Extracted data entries
----------------

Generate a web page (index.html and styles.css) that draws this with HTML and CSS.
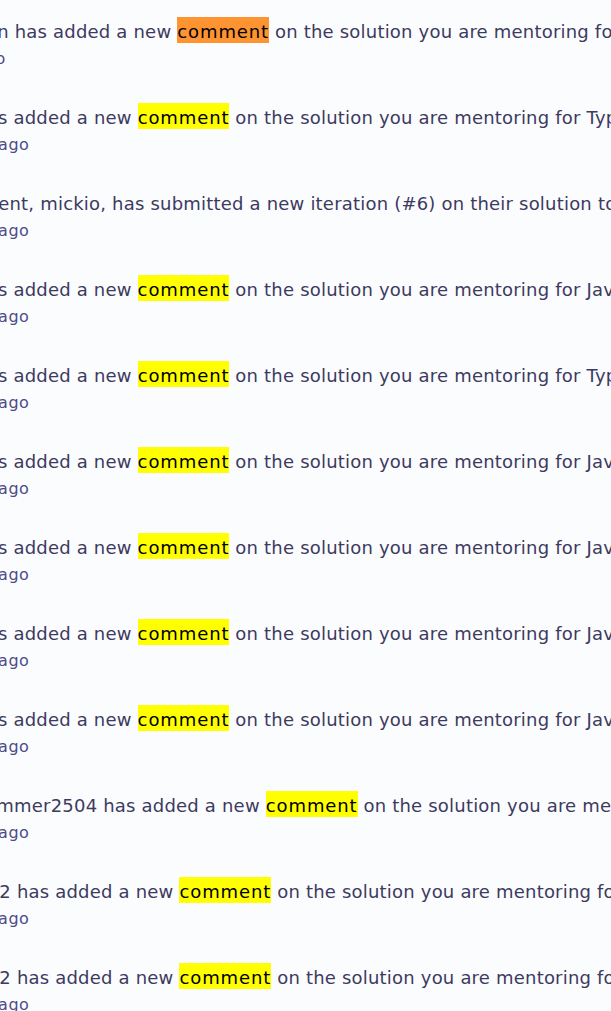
FILE: index.html
```html
<!DOCTYPE html>
<html lang="en">
<head>
<meta charset="utf-8">
<title>Notifications</title>
<link rel="stylesheet" href="styles.css">
</head>
<body>
<div class="viewport">
  <ul class="notifications">
    <li class="item">
      <p class="message">kostiantyn has added a new <span class="mark mark-new">comment</span> on the solution you are mentoring for Python/Raindrops</p>
      <p class="time">4 days ago</p>
    </li>
    <li class="item">
      <p class="message">robert has added a new <span class="mark">comment</span> on the solution you are mentoring for TypeScript/Two Fer</p>
      <p class="time">2 months ago</p>
    </li>
    <li class="item">
      <p class="message">Your student, mickio, has submitted a new iteration (#6) on their solution to Java/Two Fer</p>
      <p class="time">2 months ago</p>
    </li>
    <li class="item">
      <p class="message">daniel has added a new <span class="mark">comment</span> on the solution you are mentoring for Java/Hamming</p>
      <p class="time">2 months ago</p>
    </li>
    <li class="item">
      <p class="message">robert has added a new <span class="mark">comment</span> on the solution you are mentoring for TypeScript/Two Fer</p>
      <p class="time">2 months ago</p>
    </li>
    <li class="item">
      <p class="message">daniel has added a new <span class="mark">comment</span> on the solution you are mentoring for Java/Hamming</p>
      <p class="time">2 months ago</p>
    </li>
    <li class="item">
      <p class="message">daniel has added a new <span class="mark">comment</span> on the solution you are mentoring for Java/Hamming</p>
      <p class="time">2 months ago</p>
    </li>
    <li class="item">
      <p class="message">daniel has added a new <span class="mark">comment</span> on the solution you are mentoring for Java/Hamming</p>
      <p class="time">2 months ago</p>
    </li>
    <li class="item">
      <p class="message">daniel has added a new <span class="mark">comment</span> on the solution you are mentoring for Java/Hamming</p>
      <p class="time">2 months ago</p>
    </li>
    <li class="item">
      <p class="message">goprogrammer2504 has added a new <span class="mark">comment</span> on the solution you are mentoring for Go/Leap</p>
      <p class="time">2 months ago</p>
    </li>
    <li class="item">
      <p class="message">smith2022 has added a new <span class="mark">comment</span> on the solution you are mentoring for Ruby/Acronym</p>
      <p class="time">2 months ago</p>
    </li>
    <li class="item">
      <p class="message">smith2022 has added a new <span class="mark">comment</span> on the solution you are mentoring for Ruby/Acronym</p>
      <p class="time">2 months ago</p>
    </li>
  </ul>
</div>
</body>
</html>
```
FILE: styles.css
```css
html, body {
  margin: 0;
  padding: 0;
}

body {
  background: #fbfcfe;
  font-family: "DejaVu Sans", "Liberation Sans", sans-serif;
  color: #3d3a60;
  overflow: hidden;
}

.viewport {
  width: 100%;
  overflow: hidden;
}

.notifications {
  list-style: none;
  margin: 0 0 0 -87px;
  padding: 19px 0 0;
  display: flex;
  flex-direction: column;
  gap: 33px;
}

.item {
  white-space: nowrap;
}

.message {
  margin: 0;
  font-size: 18px;
  line-height: 26px;
  letter-spacing: 0.2px;
}

.mark {
  background: #ffff00;
  color: #000;
  padding: 4px 0 1px;
  letter-spacing: 0.9px;
}

.mark-new {
  background: #fe9331;
}

.time {
  margin: 0;
  font-size: 16px;
  line-height: 27px;
  letter-spacing: 0.5px;
  color: #4d4c86;
}
```
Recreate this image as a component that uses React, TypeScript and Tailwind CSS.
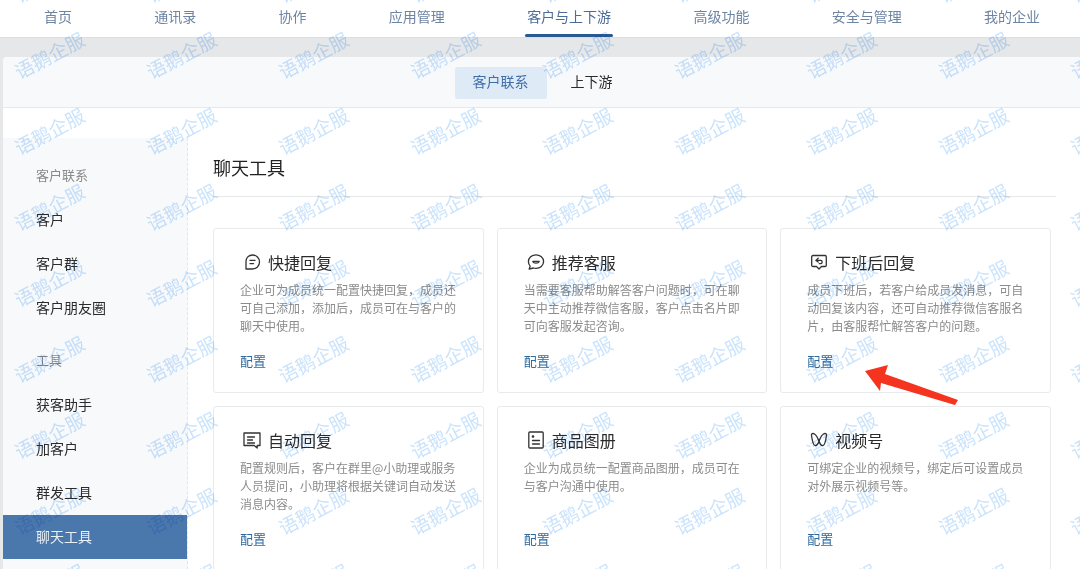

----------------

> [To be done] Each line that has the word "index" counts once. How many such lines are in the data? Give the number alone.

> [Result] 2